Audits & Compilations. The Board shall arrange for at least an external financial compilation once annual revenue exceeds $250,000, and a full independent audit once revenue exceeds $500,000.
Conflict‑of‑Interest Policy. The Church adopts a written Conflict‑of‑Interest (COI) Policy consistent with IRS Form 1023 instructions.
a. Annual Disclosure. Each Director, Officer, and Key Employee shall sign a COI disclosure form annually and whenever a potential conflict arises.
b. Duty to Disclose & Recuse. An interested person must disclose all material facts, leave the meeting during any discussion or vote on the matter, and shall not be counted for quorum purposes regarding that vote.
c. Board Determination. The remaining disinterested Directors shall decide by majority vote whether a conflict exists and, if so, whether to approve the transaction pursuant to the COI Policy’s fair‑and‑reasonable standards.
d. Recordkeeping. The Secretary shall retain signed disclosure statements and related minutes for seven (7) years.
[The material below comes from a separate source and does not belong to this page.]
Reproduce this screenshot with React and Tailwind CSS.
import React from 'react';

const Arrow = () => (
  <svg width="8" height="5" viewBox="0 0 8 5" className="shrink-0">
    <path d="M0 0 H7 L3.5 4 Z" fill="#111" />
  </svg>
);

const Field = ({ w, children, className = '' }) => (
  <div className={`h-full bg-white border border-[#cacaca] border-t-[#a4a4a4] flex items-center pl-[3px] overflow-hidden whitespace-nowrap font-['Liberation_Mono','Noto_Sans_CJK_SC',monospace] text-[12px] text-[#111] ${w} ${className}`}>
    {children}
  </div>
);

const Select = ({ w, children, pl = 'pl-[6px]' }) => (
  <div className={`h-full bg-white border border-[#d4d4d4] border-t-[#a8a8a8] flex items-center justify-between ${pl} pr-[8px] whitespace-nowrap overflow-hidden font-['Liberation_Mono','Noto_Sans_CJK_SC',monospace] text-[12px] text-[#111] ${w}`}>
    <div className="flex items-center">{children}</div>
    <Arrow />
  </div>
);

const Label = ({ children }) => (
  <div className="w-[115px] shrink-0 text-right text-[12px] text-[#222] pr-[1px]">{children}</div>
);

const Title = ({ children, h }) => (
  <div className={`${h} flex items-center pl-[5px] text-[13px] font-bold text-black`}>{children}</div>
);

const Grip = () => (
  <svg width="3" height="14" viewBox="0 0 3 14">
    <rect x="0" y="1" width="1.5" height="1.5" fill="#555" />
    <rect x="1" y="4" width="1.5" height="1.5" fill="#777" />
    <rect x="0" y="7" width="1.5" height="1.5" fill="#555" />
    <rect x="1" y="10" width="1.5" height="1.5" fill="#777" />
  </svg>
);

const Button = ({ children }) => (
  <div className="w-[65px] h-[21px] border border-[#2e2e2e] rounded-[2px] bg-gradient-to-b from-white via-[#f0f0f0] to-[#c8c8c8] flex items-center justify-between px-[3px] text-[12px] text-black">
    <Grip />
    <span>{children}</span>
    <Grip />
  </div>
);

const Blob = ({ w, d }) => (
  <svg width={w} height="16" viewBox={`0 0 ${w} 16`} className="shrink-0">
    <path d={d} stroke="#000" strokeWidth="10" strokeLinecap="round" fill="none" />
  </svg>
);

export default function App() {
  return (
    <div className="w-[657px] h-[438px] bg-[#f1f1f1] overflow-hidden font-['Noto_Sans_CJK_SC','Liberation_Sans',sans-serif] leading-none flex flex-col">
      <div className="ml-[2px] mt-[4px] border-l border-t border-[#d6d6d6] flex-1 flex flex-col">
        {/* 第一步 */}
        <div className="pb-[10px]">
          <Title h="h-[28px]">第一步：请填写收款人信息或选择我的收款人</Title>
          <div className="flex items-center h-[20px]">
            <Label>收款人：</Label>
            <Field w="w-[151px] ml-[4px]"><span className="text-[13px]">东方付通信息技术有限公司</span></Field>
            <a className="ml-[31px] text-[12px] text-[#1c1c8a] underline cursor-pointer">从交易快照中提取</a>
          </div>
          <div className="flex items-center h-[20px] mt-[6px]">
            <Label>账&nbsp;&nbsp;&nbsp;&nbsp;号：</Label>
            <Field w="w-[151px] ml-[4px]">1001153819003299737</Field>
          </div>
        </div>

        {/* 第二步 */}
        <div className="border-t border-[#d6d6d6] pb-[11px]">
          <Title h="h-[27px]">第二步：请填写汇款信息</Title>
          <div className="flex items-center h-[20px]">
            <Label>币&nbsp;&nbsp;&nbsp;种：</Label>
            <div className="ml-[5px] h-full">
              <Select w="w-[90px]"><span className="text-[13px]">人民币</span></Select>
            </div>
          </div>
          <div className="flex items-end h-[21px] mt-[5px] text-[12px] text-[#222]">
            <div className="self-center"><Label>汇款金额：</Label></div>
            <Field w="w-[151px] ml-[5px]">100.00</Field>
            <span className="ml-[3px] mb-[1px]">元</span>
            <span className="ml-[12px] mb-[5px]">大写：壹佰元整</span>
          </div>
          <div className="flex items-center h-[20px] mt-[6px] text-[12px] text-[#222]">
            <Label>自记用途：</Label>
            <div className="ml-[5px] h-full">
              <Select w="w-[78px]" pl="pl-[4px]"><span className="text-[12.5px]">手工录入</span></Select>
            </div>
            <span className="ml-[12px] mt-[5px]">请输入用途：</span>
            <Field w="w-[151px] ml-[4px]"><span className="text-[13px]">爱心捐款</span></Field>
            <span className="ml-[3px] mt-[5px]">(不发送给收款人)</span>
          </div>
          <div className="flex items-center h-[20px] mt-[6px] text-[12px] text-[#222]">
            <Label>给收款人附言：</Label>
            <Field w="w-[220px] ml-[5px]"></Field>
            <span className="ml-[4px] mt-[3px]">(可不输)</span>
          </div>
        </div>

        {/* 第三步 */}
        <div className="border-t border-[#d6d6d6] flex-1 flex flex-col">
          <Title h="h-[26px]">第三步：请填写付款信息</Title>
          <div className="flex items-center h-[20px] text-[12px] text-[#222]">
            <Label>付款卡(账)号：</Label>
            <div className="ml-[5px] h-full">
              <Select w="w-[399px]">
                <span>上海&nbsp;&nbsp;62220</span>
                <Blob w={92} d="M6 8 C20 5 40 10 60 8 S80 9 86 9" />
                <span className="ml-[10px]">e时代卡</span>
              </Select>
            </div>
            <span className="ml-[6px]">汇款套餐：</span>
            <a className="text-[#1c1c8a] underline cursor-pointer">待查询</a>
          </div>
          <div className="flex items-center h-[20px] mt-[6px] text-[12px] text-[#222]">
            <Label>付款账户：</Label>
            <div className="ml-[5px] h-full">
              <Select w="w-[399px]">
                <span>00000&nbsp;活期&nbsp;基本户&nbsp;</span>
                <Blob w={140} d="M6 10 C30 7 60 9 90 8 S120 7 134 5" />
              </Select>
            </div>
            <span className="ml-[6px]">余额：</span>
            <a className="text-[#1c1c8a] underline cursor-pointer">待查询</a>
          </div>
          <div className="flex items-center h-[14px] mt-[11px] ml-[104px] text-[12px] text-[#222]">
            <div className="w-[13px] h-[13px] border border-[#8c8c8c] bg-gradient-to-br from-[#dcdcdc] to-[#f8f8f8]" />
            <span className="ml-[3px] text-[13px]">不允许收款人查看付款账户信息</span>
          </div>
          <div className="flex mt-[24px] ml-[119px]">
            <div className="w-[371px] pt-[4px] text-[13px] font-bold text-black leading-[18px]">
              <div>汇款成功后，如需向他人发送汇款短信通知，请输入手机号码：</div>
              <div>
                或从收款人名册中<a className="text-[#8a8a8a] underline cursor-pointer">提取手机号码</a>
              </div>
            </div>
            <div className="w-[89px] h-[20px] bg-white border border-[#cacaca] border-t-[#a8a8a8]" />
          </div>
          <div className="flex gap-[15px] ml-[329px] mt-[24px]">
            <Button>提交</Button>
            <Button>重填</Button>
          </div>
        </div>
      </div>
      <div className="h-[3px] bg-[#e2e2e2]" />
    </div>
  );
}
Whistle‑Blower & Anti‑Retaliation Policy. The Church adopts a written policy protecting individuals who, in good faith, report suspected misconduct. The policy shall prohibit retaliation, outline reporting channels, and be reviewed annually by the Board.
Document Retention & Destruction Policy. The Church adopts a written policy specifying retention periods for corporate records, secure destruction procedures, and litigation‑hold protocols consistent with IRS guidance and Texas law.
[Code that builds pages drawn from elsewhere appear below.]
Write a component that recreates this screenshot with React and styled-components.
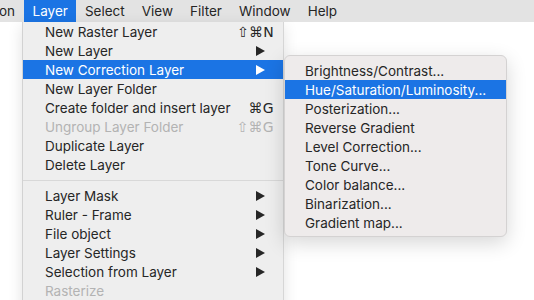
import React from "react";
import styled, { createGlobalStyle } from "styled-components";

const GlobalStyle = createGlobalStyle`
  html, body {
    margin: 0;
    background: #ffffff;
  }
  body {
    font-family: Inter, "Noto Sans", "Liberation Sans", sans-serif;
    font-size: 13.5px;
    color: #262626;
  }
`;

const mainItems = [
  { label: "New Raster Layer", shortcut: "⇧⌘N" },
  { label: "New Layer", sub: true },
  { label: "New Correction Layer", sub: true, active: true },
  { label: "New Layer Folder" },
  { label: "Create folder and insert layer", shortcut: "⌘G" },
  { label: "Ungroup Layer Folder", shortcut: "⇧⌘G", disabled: true },
  { label: "Duplicate Layer" },
  { label: "Delete Layer" },
  { separator: true },
  { label: "Layer Mask", sub: true },
  { label: "Ruler - Frame", sub: true },
  { label: "File object", sub: true },
  { label: "Layer Settings", sub: true },
  { label: "Selection from Layer", sub: true },
  { label: "Rasterize", disabled: true },
];

const correctionItems = [
  "Brightness/Contrast...",
  "Hue/Saturation/Luminosity...",
  "Posterization...",
  "Reverse Gradient",
  "Level Correction...",
  "Tone Curve...",
  "Color balance...",
  "Binarization...",
  "Gradient map...",
];

function App() {
  return (
    <Page>
      <GlobalStyle />
      <MenuBar>
        <BarItem $cut>on</BarItem>
        <BarItem $open>Layer</BarItem>
        <BarItem>Select</BarItem>
        <BarItem>View</BarItem>
        <BarItem>Filter</BarItem>
        <BarItem>Window</BarItem>
        <BarItem>Help</BarItem>
      </MenuBar>
      <Dropdown>
        {mainItems.map((item, index) => {
          if (item.separator) {
            return <Separator key={index} />;
          }
          return (
            <Row key={index} $active={item.active} $disabled={item.disabled}>
              <Label>{item.label}</Label>
              {item.shortcut && <Shortcut>{item.shortcut}</Shortcut>}
              {item.sub && <Arrow />}
              {item.active && (
                <SubMenu>
                  {correctionItems.map((label, i) => (
                    <SubRow key={label} $active={i === 1}>
                      {label}
                    </SubRow>
                  ))}
                </SubMenu>
              )}
            </Row>
          );
        })}
      </Dropdown>
    </Page>
  );
}

const Page = styled.div`
  display: flex;
  flex-direction: column;
  height: 300px;
  overflow: hidden;
`;

const MenuBar = styled.div`
  display: flex;
  align-items: stretch;
  flex: none;
  height: 22px;
  margin-left: -5px;
  background: #e3e3e3;
`;

const BarItem = styled.div`
  display: flex;
  align-items: center;
  padding: ${(p) => (p.$cut ? "0 9px 0 4px" : "0 8.5px")};
  background: ${(p) => (p.$open ? "#1b74e4" : "transparent")};
  color: ${(p) => (p.$open ? "#ffffff" : "#262626")};
  font-size: 13.5px;
`;

const Dropdown = styled.div`
  flex: none;
  width: 260px;
  height: 290px;
  margin-left: 22px;
  background: #eeeeee;
  border-left: 1px solid #d2d2d2;
  border-right: 1px solid #d6d6d6;
  box-shadow: 0 4px 14px rgba(0, 0, 0, 0.12);
`;

const Row = styled.div`
  position: relative;
  display: flex;
  align-items: center;
  height: 19px;
  padding: 0 9px 0 22px;
  background: ${(p) => (p.$active ? "#1b74e4" : "transparent")};
  color: ${(p) =>
    p.$active ? "#ffffff" : p.$disabled ? "#b3b3b3" : "#262626"};
`;

const Label = styled.span`
  flex: 1;
`;

const Shortcut = styled.span`
  font-family: "DejaVu Sans", sans-serif;
  font-size: 14px;
  letter-spacing: 0.3px;
`;

const Arrow = styled.span`
  width: 0;
  height: 0;
  margin-right: 9px;
  border-top: 5px solid transparent;
  border-bottom: 5px solid transparent;
  border-left: 9px solid currentColor;
`;

const Separator = styled.div`
  height: 1px;
  margin: 6px 0 5px;
  background: #d8d8d8;
`;

const SubMenu = styled.div`
  position: absolute;
  top: -5px;
  left: calc(100% + 1px);
  z-index: 2;
  width: 221px;
  padding: 5px 0 4px;
  background: #eeebeb;
  border: 1px solid #d4d2d2;
  border-radius: 6px;
  box-shadow: 0 6px 20px rgba(0, 0, 0, 0.16);
`;

const SubRow = styled.div`
  display: flex;
  align-items: center;
  height: 19px;
  padding-left: 20px;
  background: ${(p) => (p.$active ? "#1b74e4" : "transparent")};
  color: ${(p) => (p.$active ? "#ffffff" : "#262626")};
`;

export default App;
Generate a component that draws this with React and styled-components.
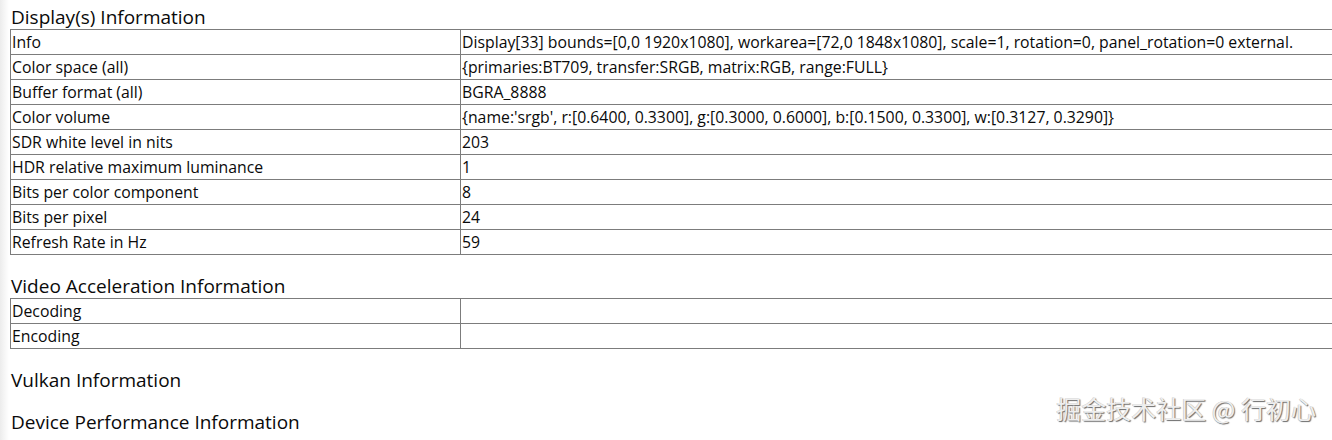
import React from "react"
import styled, { createGlobalStyle } from "styled-components"

const GlobalStyle = createGlobalStyle`
  html, body {
    margin: 0;
    padding: 0;
    overflow: hidden;
  }
  body {
    background: linear-gradient(to right, #ececec 0, #f7f7f7 5px, #fff 9px);
    font-family: "Open Sans", "Noto Sans", sans-serif;
    color: #0a0a0a;
  }
`

const displayRows = [
  ["Info", "Display[33] bounds=[0,0 1920x1080], workarea=[72,0 1848x1080], scale=1, rotation=0, panel_rotation=0 external."],
  ["Color space (all)", "{primaries:BT709, transfer:SRGB, matrix:RGB, range:FULL}"],
  ["Buffer format (all)", "BGRA_8888"],
  ["Color volume", "{name:'srgb', r:[0.6400, 0.3300], g:[0.3000, 0.6000], b:[0.1500, 0.3300], w:[0.3127, 0.3290]}"],
  ["SDR white level in nits", "203"],
  ["HDR relative maximum luminance", "1"],
  ["Bits per color component", "8"],
  ["Bits per pixel", "24"],
  ["Refresh Rate in Hz", "59"],
]

const videoRows = [
  ["Decoding", ""],
  ["Encoding", ""],
]

function InfoTable({ rows }) {
  return (
    <Table>
      <tbody>
        {rows.map(([label, value]) => (
          <tr key={label}>
            <LabelCell>{label}</LabelCell>
            <ValueCell>{value}</ValueCell>
          </tr>
        ))}
      </tbody>
    </Table>
  )
}

export default function App() {
  return (
    <Page>
      <GlobalStyle />
      <Section $first>
        <Heading>Display(s) Information</Heading>
        <InfoTable rows={displayRows} />
      </Section>
      <Section>
        <Heading>Video Acceleration Information</Heading>
        <InfoTable rows={videoRows} />
      </Section>
      <Section>
        <Heading>Vulkan Information</Heading>
      </Section>
      <Section $tight>
        <Heading>Device Performance Information</Heading>
      </Section>
      <Watermark>掘金技术社区 @ 行初心</Watermark>
    </Page>
  )
}

const Page = styled.div`
  position: relative;
  width: 1332px;
  height: 440px;
  box-sizing: border-box;
  padding: 5px 0 0 10px;
`

const Section = styled.section`
  margin-top: ${(p) => (p.$first ? "0" : p.$tight ? "18px" : "19px")};
`

const Heading = styled.h3`
  margin: 0;
  padding-left: 1px;
  font-size: 19px;
  font-weight: 500;
  line-height: 24px;
  color: #0a0a0a;
`

const Table = styled.table`
  border-collapse: collapse;
  width: 1340px;
  table-layout: fixed;
  font-size: 15.8px;
  font-weight: 500;
  line-height: 24px;

  td {
    border: 1px solid #7c7c7c;
    padding: 0 1px;
    height: 24px;
    box-sizing: border-box;
    white-space: nowrap;
    vertical-align: middle;
  }
`

const LabelCell = styled.td`
  width: 450px;
`

const ValueCell = styled.td``

const Watermark = styled.div`
  position: absolute;
  right: 16px;
  bottom: 17px;
  font-family: "Noto Sans CJK SC", sans-serif;
  font-size: 25px;
  line-height: 30px;
  color: #eeeeee;
  text-shadow: 1px 1px 1px #6a6a6a, -0.5px -0.5px 0 #c4c4c4;
`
Child & Vulnerable‑Adult Safety Policy. The Church shall maintain and follow a safety policy that addresses screening, training, supervision, and mandatory‑reporting obligations when working with minors or vulnerable adults.
Electronic Meeting & Notice Policy. The Church may conduct meetings and deliver notices via secure electronic means (e‑mail, video conference, electronic signature platforms) in accordance with Texas law and the policy adopted by the Board.
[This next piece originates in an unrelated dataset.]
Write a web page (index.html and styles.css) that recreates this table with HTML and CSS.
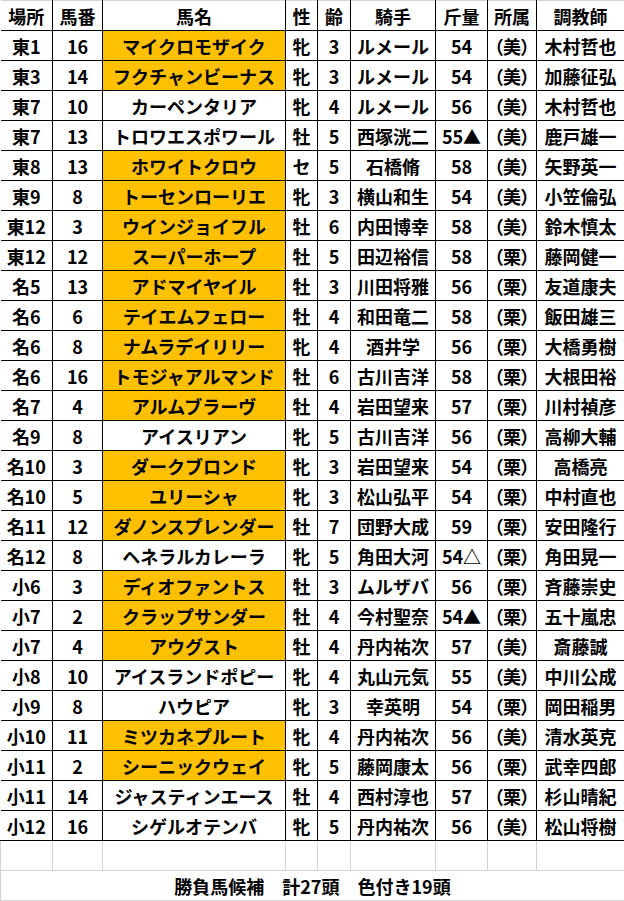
FILE: index.html
```html
<!DOCTYPE html>
<html lang="ja">
<head>
<meta charset="utf-8">
<title>勝負馬候補</title>
<link rel="stylesheet" href="styles.css">
</head>
<body>
<table class="sheet">
  <colgroup>
    <col class="c-place"><col class="c-num"><col class="c-name"><col class="c-sex"><col class="c-age"><col class="c-jockey"><col class="c-weight"><col class="c-stable"><col class="c-trainer">
  </colgroup>
  <thead>
    <tr class="head"><th>場所</th><th>馬番</th><th>馬名</th><th>性</th><th>齢</th><th>騎手</th><th>斤量</th><th>所属</th><th>調教師</th></tr>
  </thead>
  <tbody>
    <tr><td>東1</td><td>16</td><td class="name hl">マイクロモザイク</td><td>牝</td><td>3</td><td>ルメール</td><td>54</td><td class="st">（美）</td><td>木村哲也</td></tr>
    <tr><td>東3</td><td>14</td><td class="name hl">フクチャンビーナス</td><td>牝</td><td>3</td><td>ルメール</td><td>54</td><td class="st">（美）</td><td>加藤征弘</td></tr>
    <tr><td>東7</td><td>10</td><td class="name">カーペンタリア</td><td>牝</td><td>4</td><td>ルメール</td><td>56</td><td class="st">（美）</td><td>木村哲也</td></tr>
    <tr><td>東7</td><td>13</td><td class="name">トロワエスポワール</td><td>牡</td><td>5</td><td>西塚洸二</td><td>55▲</td><td class="st">（美）</td><td>鹿戸雄一</td></tr>
    <tr><td>東8</td><td>13</td><td class="name hl">ホワイトクロウ</td><td>セ</td><td>5</td><td>石橋脩</td><td>58</td><td class="st">（美）</td><td>矢野英一</td></tr>
    <tr><td>東9</td><td>8</td><td class="name hl">トーセンローリエ</td><td>牝</td><td>3</td><td>横山和生</td><td>54</td><td class="st">（美）</td><td>小笠倫弘</td></tr>
    <tr><td>東12</td><td>3</td><td class="name hl">ウインジョイフル</td><td>牡</td><td>6</td><td>内田博幸</td><td>58</td><td class="st">（美）</td><td>鈴木慎太</td></tr>
    <tr><td>東12</td><td>12</td><td class="name hl">スーパーホープ</td><td>牡</td><td>5</td><td>田辺裕信</td><td>58</td><td class="st">（栗）</td><td>藤岡健一</td></tr>
    <tr><td>名5</td><td>13</td><td class="name hl">アドマイヤイル</td><td>牡</td><td>3</td><td>川田将雅</td><td>56</td><td class="st">（栗）</td><td>友道康夫</td></tr>
    <tr><td>名6</td><td>6</td><td class="name hl">テイエムフェロー</td><td>牡</td><td>4</td><td>和田竜二</td><td>58</td><td class="st">（栗）</td><td>飯田雄三</td></tr>
    <tr><td>名6</td><td>8</td><td class="name hl">ナムラデイリリー</td><td>牝</td><td>4</td><td>酒井学</td><td>56</td><td class="st">（栗）</td><td>大橋勇樹</td></tr>
    <tr><td>名6</td><td>16</td><td class="name hl">トモジャアルマンド</td><td>牡</td><td>6</td><td>古川吉洋</td><td>58</td><td class="st">（栗）</td><td>大根田裕</td></tr>
    <tr><td>名7</td><td>4</td><td class="name hl">アルムブラーヴ</td><td>牡</td><td>4</td><td>岩田望来</td><td>57</td><td class="st">（栗）</td><td>川村禎彦</td></tr>
    <tr><td>名9</td><td>8</td><td class="name">アイスリアン</td><td>牝</td><td>5</td><td>古川吉洋</td><td>56</td><td class="st">（栗）</td><td>高柳大輔</td></tr>
    <tr><td>名10</td><td>3</td><td class="name hl">ダークブロンド</td><td>牝</td><td>3</td><td>岩田望来</td><td>54</td><td class="st">（栗）</td><td>高橋亮</td></tr>
    <tr><td>名10</td><td>5</td><td class="name hl">ユリーシャ</td><td>牝</td><td>3</td><td>松山弘平</td><td>54</td><td class="st">（栗）</td><td>中村直也</td></tr>
    <tr><td>名11</td><td>12</td><td class="name hl">ダノンスプレンダー</td><td>牡</td><td>7</td><td>団野大成</td><td>59</td><td class="st">（栗）</td><td>安田隆行</td></tr>
    <tr><td>名12</td><td>8</td><td class="name">ヘネラルカレーラ</td><td>牝</td><td>5</td><td>角田大河</td><td>54△</td><td class="st">（栗）</td><td>角田晃一</td></tr>
    <tr><td>小6</td><td>3</td><td class="name hl">ディオファントス</td><td>牡</td><td>3</td><td>ムルザバ</td><td>56</td><td class="st">（栗）</td><td>斉藤崇史</td></tr>
    <tr><td>小7</td><td>2</td><td class="name hl">クラップサンダー</td><td>牡</td><td>4</td><td>今村聖奈</td><td>54▲</td><td class="st">（栗）</td><td>五十嵐忠</td></tr>
    <tr><td>小7</td><td>4</td><td class="name hl">アウグスト</td><td>牡</td><td>4</td><td>丹内祐次</td><td>57</td><td class="st">（美）</td><td>斎藤誠</td></tr>
    <tr><td>小8</td><td>10</td><td class="name">アイスランドポピー</td><td>牝</td><td>4</td><td>丸山元気</td><td>55</td><td class="st">（美）</td><td>中川公成</td></tr>
    <tr><td>小9</td><td>8</td><td class="name">ハウピア</td><td>牝</td><td>3</td><td>幸英明</td><td>54</td><td class="st">（栗）</td><td>岡田稲男</td></tr>
    <tr><td>小10</td><td>11</td><td class="name hl">ミツカネプルート</td><td>牝</td><td>4</td><td>丹内祐次</td><td>56</td><td class="st">（美）</td><td>清水英克</td></tr>
    <tr><td>小11</td><td>2</td><td class="name hl">シーニックウェイ</td><td>牝</td><td>5</td><td>藤岡康太</td><td>56</td><td class="st">（栗）</td><td>武幸四郎</td></tr>
    <tr><td>小11</td><td>14</td><td class="name">ジャスティンエース</td><td>牡</td><td>4</td><td>西村淳也</td><td>57</td><td class="st">（栗）</td><td>杉山晴紀</td></tr>
    <tr><td>小12</td><td>16</td><td class="name">シゲルオテンバ</td><td>牝</td><td>5</td><td>丹内祐次</td><td>56</td><td class="st">（美）</td><td>松山将樹</td></tr>
    <tr class="blank"><td></td><td></td><td></td><td></td><td></td><td></td><td></td><td></td><td></td></tr>
  </tbody>
  <tfoot>
    <tr class="foot"><td colspan="9">勝負馬候補　計27頭　色付き19頭</td></tr>
  </tfoot>
</table>
</body>
</html>
```

FILE: styles.css
```css
html, body {
  margin: 0;
  padding: 0;
  background: #ffffff;
}

.sheet {
  border-collapse: collapse;
  table-layout: fixed;
  width: 624px;
  font-family: "Noto Sans CJK JP", "Noto Sans", sans-serif;
  font-weight: bold;
  font-size: 18px;
  color: #000000;
}

.c-place { width: 52px; }
.c-num { width: 50px; }
.c-name { width: 183px; }
.c-sex { width: 32px; }
.c-age { width: 33px; }
.c-jockey { width: 85px; }
.c-weight { width: 52px; }
.c-stable { width: 49px; }
.c-trainer { width: 88px; }

.sheet th,
.sheet td {
  height: 29px;
  padding: 0;
  border: 1px solid #000000;
  text-align: center;
  vertical-align: middle;
  white-space: nowrap;
  overflow: hidden;
  line-height: 1;
  font-weight: bold;
}

.sheet tr > :first-child {
  border-left: none;
}

.head th {
  border-top: 1px solid #d4d4d4;
}

.hl {
  background: #ffc000;
}

.st {
  font-feature-settings: "palt";
}

.blank td {
  border: 1px solid #d4d4d4;
  border-top: 1px solid #000000;
}

.blank td:first-child {
  border-left: 1px solid #d4d4d4;
}

.foot td {
  border: 1px solid #d4d4d4;
  border-top: 1px solid #d4d4d4;
}

.foot td:first-child {
  border-left: 1px solid #d4d4d4;
}
```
The Church shall indemnify its Directors, Officers, committee members, and employees to the fullest extent permitted by Texas law except for acts of fraud, gross negligence, or willful misconduct. The Board may purchase liability insurance to support this obligation, provided that indemnification is subordinate to any available insurance proceeds.
No Private Inurement. No part of the net earnings of the Church shall inure to the benefit of, or be distributable to, its directors, officers, members, or private persons except for reasonable compensation for services rendered.
Political Neutrality. The Church shall not participate in or intervene in any political campaign on behalf of or in opposition to any candidate.
Legislative Activities. The Church may engage in insubstantial lobbying activities consistent with §501(c)(3) limitations.
Upon dissolution of the Church, assets shall be distributed for one or more exempt purposes within the meaning of §501(c)(3) of the Code to organizations whose religious or charitable purposes are substantially similar to those of the Church, or to federal, state, or local governments for a public purpose. Any assets not so disposed of shall be distributed by a court of competent jurisdiction in the county in which the principal office is located.
These Bylaws may be amended at any meeting where the quorum requirements of Article VIII §4(b) are met. Amendments require a two‑thirds vote of the Members present and voting, provided that written notice of the proposed amendment has been given at least ten (10) days prior to the meeting. Amendments shall not conflict with the Church’s Articles of Incorporation, the Texas Business Organizations Code, or the requirements of §501(c)(3).
Recordkeeping. The Secretary shall maintain a chronological change‑log of all amendments to these Bylaws, including adoption dates and brief descriptions of each change.
Certified by the undersigned as a true and correct copy of the Bylaws adopted on the date first written above.